I spent months with the Max monos in my system, properly positioned on the Grand Prix Audio amp stands. All my conclusions were based on that proper set-up, using the volume control of the dCS Rossini (which, I might add, needs no apologies).

The PNWAS visit took place after I had reached my own conclusions about the sound of Max monos. It was only during that brief visit, which extended over several hours, that the Max was at a disadvantage due to the lack of four amp stands and sufficient space to put them.

In retrospect, it was a mistake to have devoted so much space to comments made by others, at a demo where one set of amps was at a disadvantage. If you skip those comments, and read the rest of the review, I believe that it will make sense.

icorem's picture

I'm a proud owner of the Audionet Max.
I didn't find in the "associated equipment" section the pre that was used in that review.
I, as Owen1, found the review a little bit confusing...

John Atkinson's picture
icorem wrote:
I didn't find in the "associated equipment" section the pre that was used in that review.

No preamplifier - the dCS DAC, with its own volume control, was connected directly to the Max amplifiers.

John Atkinson
Editor, Stereophile

chhue's picture

Some years ago, I wanted to upgrade from my Bryston 4B SST. Because I already owned a Audionet Preamp, I aimed for the Audionet Amp. But I got an Audionet Max to audition at home. Because I was in search for a little more warmth and colour I finally got the Pass XA 60.5. But I always missed the last bit of rhythm and tight bass and also being more "effectful", traits the Max provided in my system.

I can relate to this review, though it was never a real A/B comparisson, because I've got the Pass some weeks later than I had the Audionet Max at home. Reading the review here, was greatly in line with my own memories.

The Pass XA 200.8 is surely an improvement over the XA 60.5.

The Pass and Audionet are very good amps, but for me they aim at opposing tastes. So I would not recommend choosing between them in a short period of time or even try to call one better or worse. At least this is how I understood this review, even if there is a slight bias in favour for the pass.

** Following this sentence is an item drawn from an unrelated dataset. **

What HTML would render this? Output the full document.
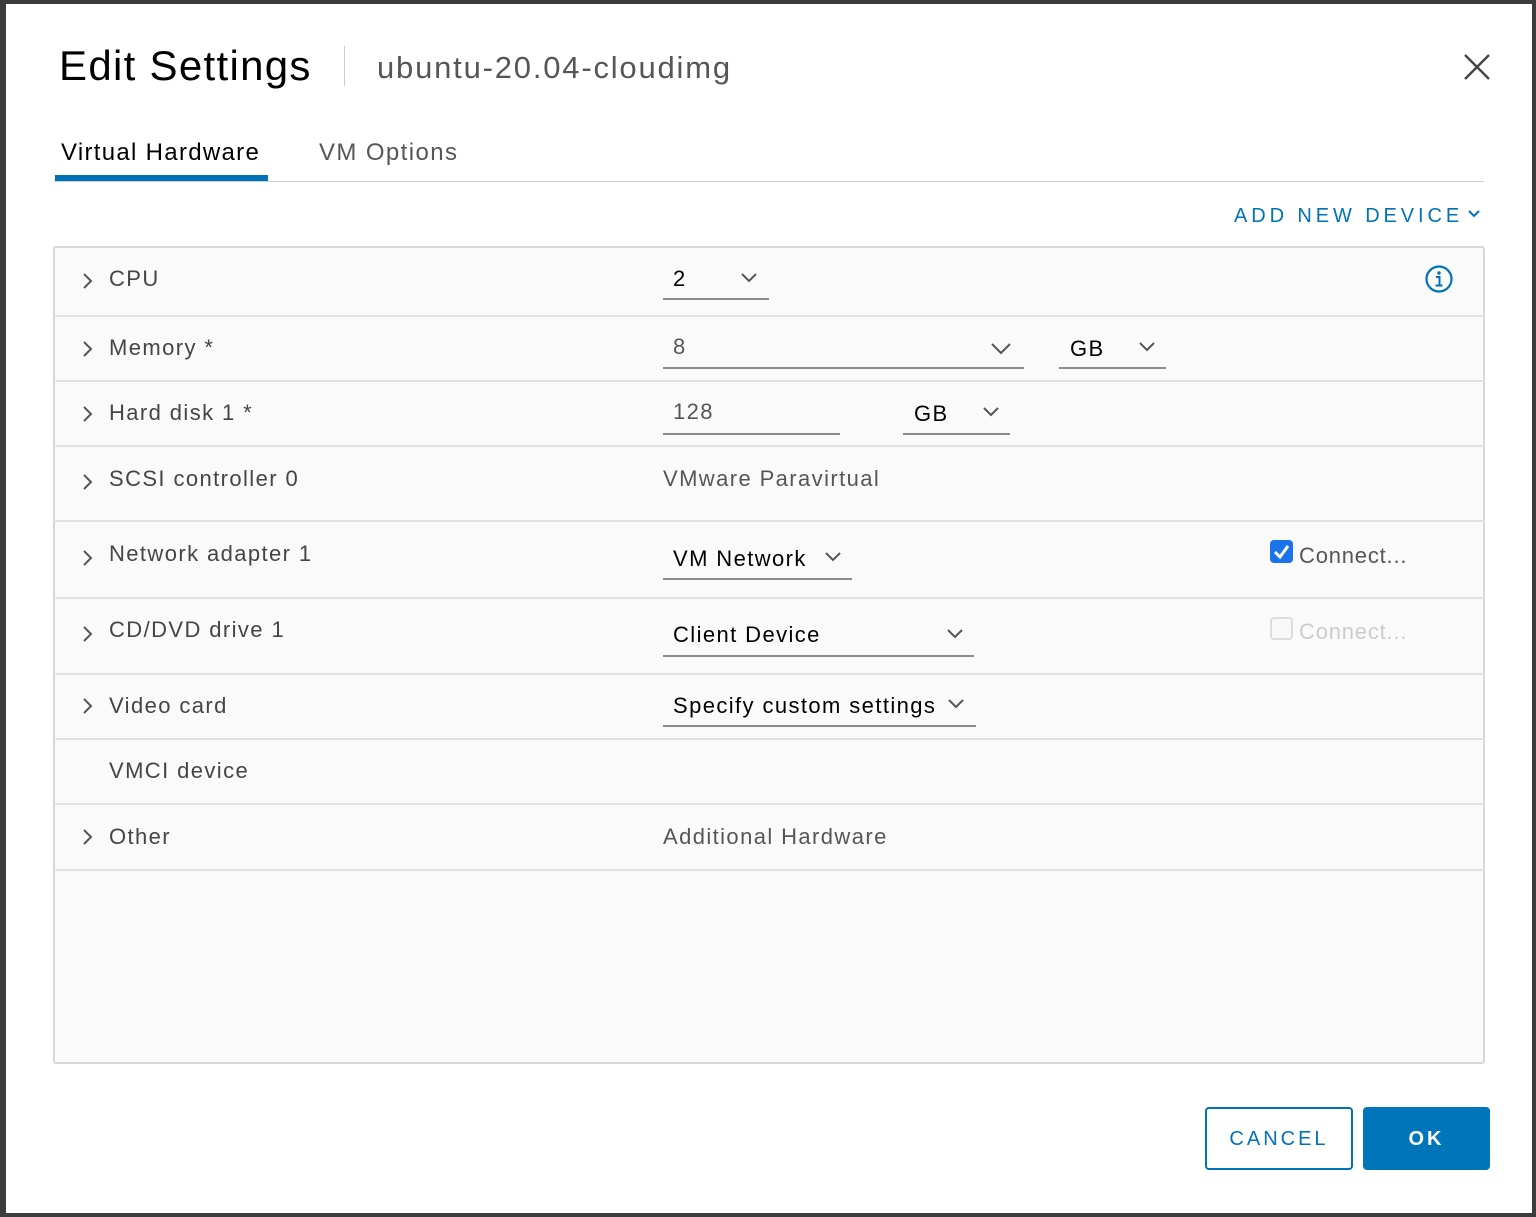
<!DOCTYPE html>
<html><head><meta charset="utf-8"><style>
*{margin:0;padding:0;box-sizing:border-box}
body{width:1536px;height:1217px;background:#3c3c3c;position:relative;overflow:hidden;font-family:"Liberation Sans",sans-serif}
.dlg{position:absolute;left:6px;top:4px;width:1526px;height:1209px;background:#fff}
.t{position:absolute;line-height:1;white-space:nowrap}
.lbl{font-size:22px;color:#454545;left:109px;letter-spacing:1.4px}
.val{font-size:22px;color:#000;letter-spacing:1.4px}
.gray{color:#565656}
.ul{position:absolute;height:2px;background:#8c8c8c}
.sep{position:absolute;left:54px;width:1430px;height:2px;background:#e2e2e2}
svg.c{position:absolute}
</style></head><body>
<div class="dlg"></div>
<div class="t" style="left:59px;top:45px;font-size:42px;color:#000;letter-spacing:1.3px">Edit Settings</div>
<div style="position:absolute;left:344px;top:46px;width:1px;height:40px;background:#ccc"></div>
<div class="t" style="left:377px;top:52px;font-size:31px;color:#565656;letter-spacing:1.8px">ubuntu-20.04-cloudimg</div>
<svg class="c" style="left:1462px;top:52px" width="30" height="30"><path d="M3 3L27 27M27 3L3 27" stroke="#444" stroke-width="2.4"/></svg>
<div class="t" style="left:61px;top:141px;font-size:24px;color:#000;letter-spacing:1.3px">Virtual Hardware</div>
<div class="t" style="left:319px;top:141px;font-size:24px;color:#565656;letter-spacing:1.4px">VM Options</div>
<div style="position:absolute;left:54px;top:181px;width:1430px;height:1px;background:#ccc"></div>
<div style="position:absolute;left:55px;top:175px;width:213px;height:6px;background:#0072b8"></div>
<div class="t" style="left:1234px;top:206px;font-size:20px;color:#0072b8;letter-spacing:3.9px">ADD NEW DEVICE</div>
<svg class="c" style="left:1467px;top:209px" width="14" height="10"><path d="M2 2L7 7L12 2" stroke="#0072b8" stroke-width="2" fill="none"/></svg>
<div style="position:absolute;left:53px;top:246px;width:1432px;height:818px;background:#fafafa;border:2px solid #d8d8d8;border-radius:3px"></div>
<div class="sep" style="top:315px"></div><div class="sep" style="top:380px"></div><div class="sep" style="top:445px"></div><div class="sep" style="top:520px"></div><div class="sep" style="top:597px"></div><div class="sep" style="top:673px"></div><div class="sep" style="top:738px"></div><div class="sep" style="top:803px"></div><div class="sep" style="top:869px"></div>
<svg class="c" style="left:81px;top:271px" width="14" height="20"><path d="M3 3L10 10L3 17" stroke="#555" stroke-width="2" fill="none"/></svg>
<svg class="c" style="left:81px;top:339px" width="14" height="20"><path d="M3 3L10 10L3 17" stroke="#555" stroke-width="2" fill="none"/></svg>
<svg class="c" style="left:81px;top:404px" width="14" height="20"><path d="M3 3L10 10L3 17" stroke="#555" stroke-width="2" fill="none"/></svg>
<svg class="c" style="left:81px;top:472px" width="14" height="20"><path d="M3 3L10 10L3 17" stroke="#555" stroke-width="2" fill="none"/></svg>
<svg class="c" style="left:81px;top:548px" width="14" height="20"><path d="M3 3L10 10L3 17" stroke="#555" stroke-width="2" fill="none"/></svg>
<svg class="c" style="left:81px;top:624px" width="14" height="20"><path d="M3 3L10 10L3 17" stroke="#555" stroke-width="2" fill="none"/></svg>
<svg class="c" style="left:81px;top:696px" width="14" height="20"><path d="M3 3L10 10L3 17" stroke="#555" stroke-width="2" fill="none"/></svg>
<svg class="c" style="left:81px;top:827px" width="14" height="20"><path d="M3 3L10 10L3 17" stroke="#555" stroke-width="2" fill="none"/></svg>
<div class="t lbl" style="top:268px">CPU</div>
<div class="t lbl" style="top:337px">Memory *</div>
<div class="t lbl" style="top:402px">Hard disk 1 *</div>
<div class="t lbl" style="top:468px">SCSI controller 0</div>
<div class="t lbl" style="top:543px">Network adapter 1</div>
<div class="t lbl" style="top:619px">CD/DVD drive 1</div>
<div class="t lbl" style="top:695px">Video card</div>
<div class="t lbl" style="top:760px">VMCI device</div>
<div class="t lbl" style="top:826px">Other</div>
<div class="t val" style="left:673px;top:268px">2</div>
<svg class="c" style="left:740px;top:272px" width="18" height="12"><path d="M2 2L9 9L16 2" stroke="#555" stroke-width="2" fill="none"/></svg>
<div class="ul" style="left:663px;top:298px;width:106px"></div>
<svg class="c" style="left:1424px;top:264px" width="30" height="30"><circle cx="15" cy="15" r="12.5" stroke="#0072b8" stroke-width="2.2" fill="none"/><circle cx="15" cy="9" r="1.7" fill="#0072b8"/><path d="M12 13h3.5v8M11.5 21.5h7" stroke="#0072b8" stroke-width="2" fill="none"/></svg>
<div class="t val gray" style="left:673px;top:336px">8</div>
<svg class="c" style="left:990px;top:342px" width="22" height="14"><path d="M2 2L11 11L20 2" stroke="#555" stroke-width="2" fill="none"/></svg>
<div class="ul" style="left:663px;top:367px;width:361px"></div>
<div class="t val" style="left:1070px;top:338px">GB</div>
<svg class="c" style="left:1138px;top:341px" width="18" height="12"><path d="M2 2L9 9L16 2" stroke="#555" stroke-width="2" fill="none"/></svg>
<div class="ul" style="left:1059px;top:367px;width:107px"></div>
<div class="t val gray" style="left:673px;top:401px">128</div>
<div class="ul" style="left:663px;top:433px;width:177px"></div>
<div class="t val" style="left:914px;top:403px">GB</div>
<svg class="c" style="left:982px;top:406px" width="18" height="12"><path d="M2 2L9 9L16 2" stroke="#555" stroke-width="2" fill="none"/></svg>
<div class="ul" style="left:903px;top:433px;width:107px"></div>
<div class="t val gray" style="left:663px;top:468px">VMware Paravirtual</div>
<div class="t val" style="left:673px;top:548px">VM Network</div>
<svg class="c" style="left:824px;top:551px" width="18" height="12"><path d="M2 2L9 9L16 2" stroke="#555" stroke-width="2" fill="none"/></svg>
<div class="ul" style="left:663px;top:578px;width:189px"></div>
<div style="position:absolute;left:1270px;top:540px;width:23px;height:23px;background:#1a73e8;border-radius:4px"></div>
<svg class="c" style="left:1270px;top:540px" width="23" height="23"><path d="M5 12L10 17L18 6" stroke="#fff" stroke-width="3" fill="none"/></svg>
<div class="t val gray" style="left:1299px;top:545px;letter-spacing:0.8px">Connect...</div>
<div style="position:absolute;left:1270px;top:617px;width:23px;height:23px;border:2px solid #ddd;border-radius:4px;background:#f8f8f8"></div>
<div class="t val" style="left:1299px;top:621px;color:#ccc;letter-spacing:0.8px">Connect...</div>
<div class="t val" style="left:673px;top:624px">Client Device</div>
<svg class="c" style="left:946px;top:628px" width="18" height="12"><path d="M2 2L9 9L16 2" stroke="#555" stroke-width="2" fill="none"/></svg>
<div class="ul" style="left:663px;top:655px;width:311px"></div>
<div class="t val" style="left:673px;top:695px">Specify custom settings</div>
<svg class="c" style="left:947px;top:698px" width="18" height="12"><path d="M2 2L9 9L16 2" stroke="#555" stroke-width="2" fill="none"/></svg>
<div class="ul" style="left:663px;top:725px;width:313px"></div>
<div class="t val gray" style="left:663px;top:826px">Additional Hardware</div>
<div style="position:absolute;left:1205px;top:1107px;width:148px;height:63px;border:2px solid #0072b8;border-radius:4px;background:#fff"></div>
<div class="t" style="left:1205px;width:148px;text-align:center;top:1129px;font-size:20px;color:#0072b8;letter-spacing:3px">CANCEL</div>
<div style="position:absolute;left:1363px;top:1107px;width:127px;height:63px;background:#0075b9;border-radius:4px"></div>
<div class="t" style="left:1363px;width:127px;text-align:center;top:1129px;font-size:20px;color:#fff;letter-spacing:3px;font-weight:bold">OK</div>
</body></html>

In fact, I think there are many amplifiers in between these sonic signatures. Because I build my own speakers with an cross over running in my computer, I've switched to two NAD M27. Though I might miss some of the XA 60.5's strengths, I do not miss their tradeoffs.

tonykaz's picture

I feel your concern.

It could've gone the other way and this comment section would have the Pass owners griping.

As an Salon Owner using Electrocompaniet Gear, I was never able to find any Amplification that could out-perform it but nearly all Reviewed Amps were "said" to be superior, I sampled nearly all to find them lacking.

Customers listen with their Eyes and when it comes to Amps.

Customers eagerly "listen" to all pricy Wire Products, they will always hear differences.

Customers can (and easily do) hear differences in PreAmps, nooooooooo problem.

Audiophile Amplification is the most Psychotic component, it's 2+2= something different for each person.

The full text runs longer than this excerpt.